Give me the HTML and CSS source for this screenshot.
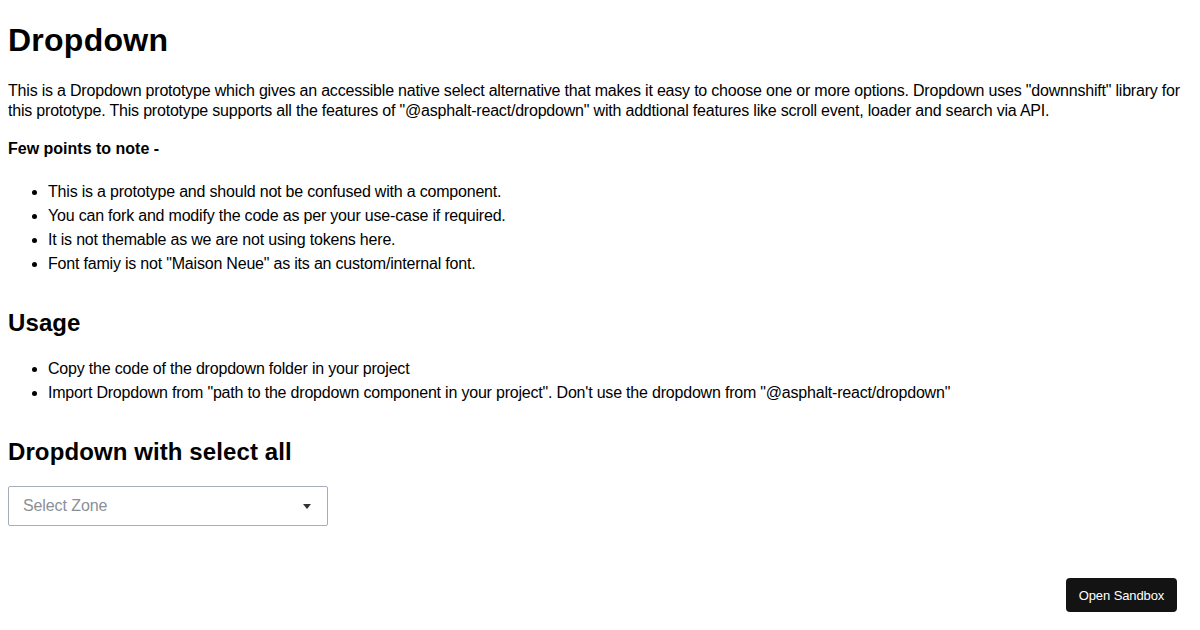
FILE: index.html
```html
<!DOCTYPE html>
<html>
<head>
<meta charset="utf-8">
<link rel="stylesheet" href="styles.css">
</head>
<body>
<h1 class="title">Dropdown</h1>
<p class="intro">This is a Dropdown prototype which gives an accessible native select alternative that makes it easy to choose one or more options. Dropdown uses "downnshift" library for this prototype. This prototype supports all the features of "@asphalt-react/dropdown" with addtional features like scroll event, loader and search via API.</p>
<p class="note"><strong>Few points to note -</strong></p>
<ul class="list">
<li>This is a prototype and should not be confused with a component.</li>
<li>You can fork and modify the code as per your use-case if required.</li>
<li>It is not themable as we are not using tokens here.</li>
<li>Font famiy is not "Maison Neue" as its an custom/internal font.</li>
</ul>
<h2 class="section">Usage</h2>
<ul class="list">
<li>Copy the code of the dropdown folder in your project</li>
<li>Import Dropdown from "path to the dropdown component in your project". Don't use the dropdown from "@asphalt-react/dropdown"</li>
</ul>
<h2 class="section">Dropdown with select all</h2>
<div class="dropdown">
<span class="placeholder">Select Zone</span>
<span class="caret"></span>
</div>
<button class="sandbox">Open Sandbox</button>
</body>
</html>
```
FILE: styles.css
```css
html, body {
  margin: 0;
}
body {
  padding: 0 8px;
  font-family: "Liberation Sans", Arial, sans-serif;
  font-size: 16px;
  color: #000;
  background: #fff;
  line-height: 20px;
  letter-spacing: -0.2px;
}
.title {
  font-size: 32px;
  line-height: 1.2;
  margin: 0 0 21.44px;
  padding-top: 21.44px;
  letter-spacing: 0.25px;
}
.intro { margin: 0 0 18px; }
.note { margin: 0 0 21px; }
.note strong { letter-spacing: 0; }
.list {
  padding-left: 40px;
  margin: 0;
}
.list li { line-height: 24px; }
.section {
  font-size: 24px;
  line-height: 1.2;
  margin: 33px 0 18.5px;
  letter-spacing: 0.1px;
}
.dropdown {
  width: 320px;
  height: 40px;
  margin-top: 20px;
  box-sizing: border-box;
  border: 1px solid #a7adb8;
  border-radius: 2px;
  display: flex;
  align-items: center;
  justify-content: space-between;
  padding: 0 16px 0 14px;
}
.placeholder {
  color: #8b8f97;
  font-size: 16px;
  letter-spacing: -0.1px;
}
.caret {
  width: 0;
  height: 0;
  border-left: 4px solid transparent;
  border-right: 4px solid transparent;
  border-top: 5px solid #333;
}
.sandbox {
  position: fixed;
  right: 23px;
  bottom: 18px;
  width: 111px;
  height: 34px;
  padding: 0;
  background: #131313;
  color: #fff;
  border: none;
  border-radius: 4px;
  font-family: "Liberation Sans", Arial, sans-serif;
  font-size: 13px;
  letter-spacing: -0.1px;
}
```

• TASK STATEMENT:
Return each line exactly as written. Any picture gets left out.

• PROBLEM SOLUTION:
Give me the HTML and CSS source for this screenshot.
FILE: index.html
```html
<!DOCTYPE html>
<html>
<head>
<meta charset="utf-8">
<link rel="stylesheet" href="styles.css">
</head>
<body>
<h1 class="title">Dropdown</h1>
<p class="intro">This is a Dropdown prototype which gives an accessible native select alternative that makes it easy to choose one or more options. Dropdown uses "downnshift" library for this prototype. This prototype supports all the features of "@asphalt-react/dropdown" with addtional features like scroll event, loader and search via API.</p>
<p class="note"><strong>Few points to note -</strong></p>
<ul class="list">
<li>This is a prototype and should not be confused with a component.</li>
<li>You can fork and modify the code as per your use-case if required.</li>
<li>It is not themable as we are not using tokens here.</li>
<li>Font famiy is not "Maison Neue" as its an custom/internal font.</li>
</ul>
<h2 class="section">Usage</h2>
<ul class="list">
<li>Copy the code of the dropdown folder in your project</li>
<li>Import Dropdown from "path to the dropdown component in your project". Don't use the dropdown from "@asphalt-react/dropdown"</li>
</ul>
<h2 class="section">Dropdown with select all</h2>
<div class="dropdown">
<span class="placeholder">Select Zone</span>
<span class="caret"></span>
</div>
<button class="sandbox">Open Sandbox</button>
</body>
</html>
```
FILE: styles.css
```css
html, body {
  margin: 0;
}
body {
  padding: 0 8px;
  font-family: "Liberation Sans", Arial, sans-serif;
  font-size: 16px;
  color: #000;
  background: #fff;
  line-height: 20px;
  letter-spacing: -0.2px;
}
.title {
  font-size: 32px;
  line-height: 1.2;
  margin: 0 0 21.44px;
  padding-top: 21.44px;
  letter-spacing: 0.25px;
}
.intro { margin: 0 0 18px; }
.note { margin: 0 0 21px; }
.note strong { letter-spacing: 0; }
.list {
  padding-left: 40px;
  margin: 0;
}
.list li { line-height: 24px; }
.section {
  font-size: 24px;
  line-height: 1.2;
  margin: 33px 0 18.5px;
  letter-spacing: 0.1px;
}
.dropdown {
  width: 320px;
  height: 40px;
  margin-top: 20px;
  box-sizing: border-box;
  border: 1px solid #a7adb8;
  border-radius: 2px;
  display: flex;
  align-items: center;
  justify-content: space-between;
  padding: 0 16px 0 14px;
}
.placeholder {
  color: #8b8f97;
  font-size: 16px;
  letter-spacing: -0.1px;
}
.caret {
  width: 0;
  height: 0;
  border-left: 4px solid transparent;
  border-right: 4px solid transparent;
  border-top: 5px solid #333;
}
.sandbox {
  position: fixed;
  right: 23px;
  bottom: 18px;
  width: 111px;
  height: 34px;
  padding: 0;
  background: #131313;
  color: #fff;
  border: none;
  border-radius: 4px;
  font-family: "Liberation Sans", Arial, sans-serif;
  font-size: 13px;
  letter-spacing: -0.1px;
}
```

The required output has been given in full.